M. fell in love with me during first year of high school, in 1984/85. We were in a same class and, as usual for me then, I didn`t noticed her meaningfull staring at me, and secret smiles she gave me here and there. Then she told her best friend what she felt and in less than hour whole class was after me. I was confused, what, who, what are they talking about, then I looked at her and saw a truth in her eyes. But all this publicity bothered me, I was shy and insecure on myself and I ignored her. No matter what she tried I remained uninterested. It was almost the end of the school year, a lot of other things to think about and all that noise calmed down.
It was around June 20th, the school was over, I was sitting in my room listening radio. There was that song playing, a real hit of that summer and suddenly I have found myself calling her. We spoke for some time, made arrangements for a date… It was so nice, I felt nice. Sweet little M. :happy:
About two weeks later she went with her parents to a summer holiday, I went to Croatia to visit my grandma and spent there next 6 weeks. On returning back to Belgrade nothing felt as it was before. I felt different. Also, after so many days I thought she has probably forgotten me, so why to bother. Right? How wrong I was.

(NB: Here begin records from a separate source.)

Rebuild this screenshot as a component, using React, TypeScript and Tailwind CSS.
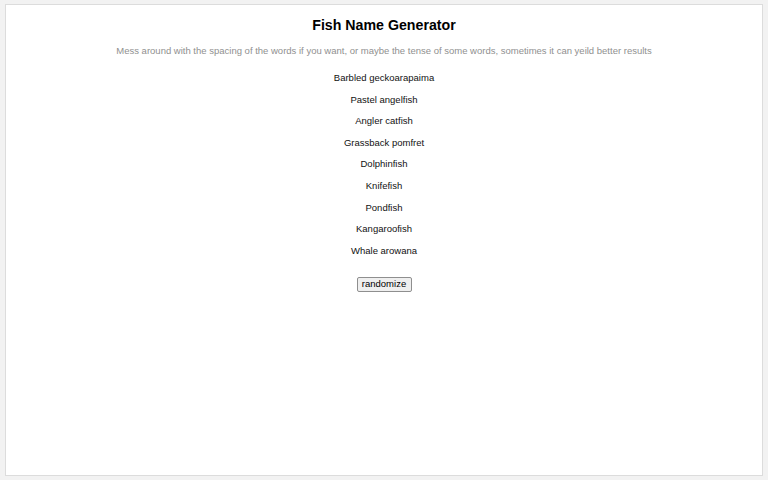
import { useState } from "react"

const names = [
  "Barbled geckoarapaima",
  "Pastel angelfish",
  "Angler catfish",
  "Grassback pomfret",
  "Dolphinfish",
  "Knifefish",
  "Pondfish",
  "Kangaroofish",
  "Whale arowana",
]

export default function App() {
  const [list, setList] = useState(names)

  function randomize() {
    setList([...list].sort(() => Math.random() - 0.5))
  }

  return (
    <div className="h-[480px] w-[768px] bg-[#f2f2f2] px-[5px] pt-[4px] pb-[4px] font-['Liberation_Sans',Arial,sans-serif]">
      <div className="h-full border border-[#dcdcdc] bg-white flex flex-col items-center">
        {/* Title */}
        <h1 className="mt-[10px] text-[14.2px] font-bold leading-[20px] text-black">
          Fish Name Generator
        </h1>

        <p className="mt-[10px] text-[9.5px] leading-[12px] text-[#909090]">
          Mess around with the spacing of the words if you want, or maybe the tense of some words, sometimes it can yeild better results
        </p>

        {/* Names */}
        <ul className="mt-[15px] flex flex-col items-center gap-[9.6px]">
          {list.map((n) => (
            <li key={n} className="text-[9.5px] leading-[12px] text-[#111]">
              {n}
            </li>
          ))}
        </ul>

        <button
          onClick={randomize}
          className="mt-[20px] h-[15px] w-[55px] text-[9.5px] leading-[12px] text-black bg-[#efefef] border border-[#8f8f8f] rounded-[2px]"
        >
          randomize
        </button>
      </div>
    </div>
  )
}
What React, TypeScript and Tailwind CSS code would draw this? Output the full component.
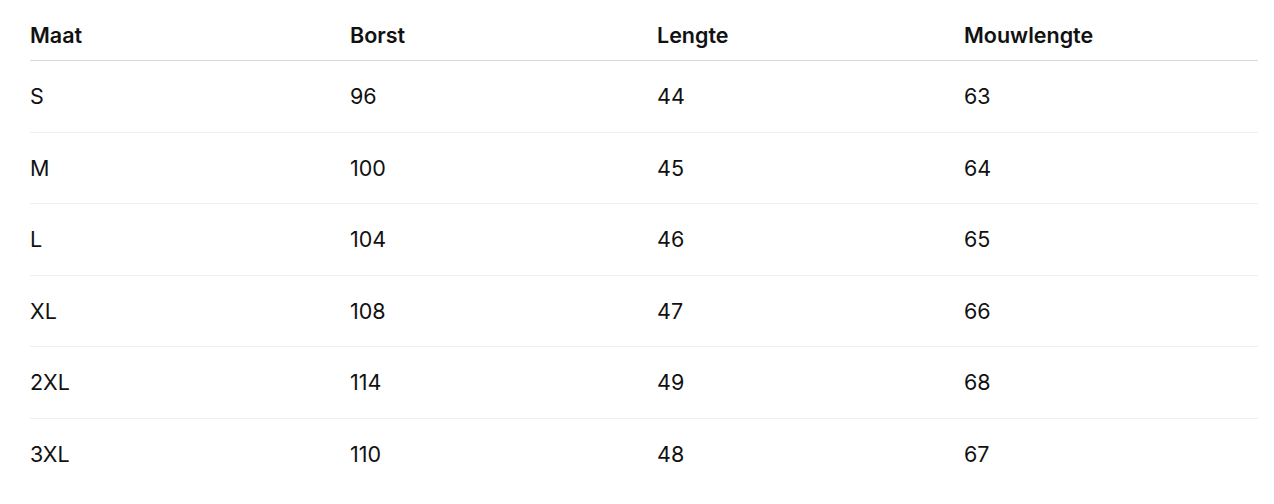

September 1st, new school year, and she wasn`t there, I have heard two girls mentioning her, saying that she changed school. Well, it was OK for me, anyway. But, the same evening, on my way out of school I saw her standing there, waiting for me. I was surprised and… I don`t know why, I pretended not to see her, just passing by to my bus station. Next evening she was there again. And again. Every single evening of that week she waited there just to see me, hoping that I will come to her…. but I never did. Then she disappeared.
Next time I saw her was in 1988, at the end of the 4th year of high school. The whole class was in Dubrovnik, Croatia on some excursion. I saw her one evening, walking down the street with her boyfriend, holding hand in hand, laughing. Sweet little M. was beautiful. We passed by each other and I don`t think she noticed me, but then again, I couldn`t be sure. Maybe I just got what I deserved.
I have never seen her again or heard anything about her. And I wouldn`t probably write this but I have heard that damned song again…..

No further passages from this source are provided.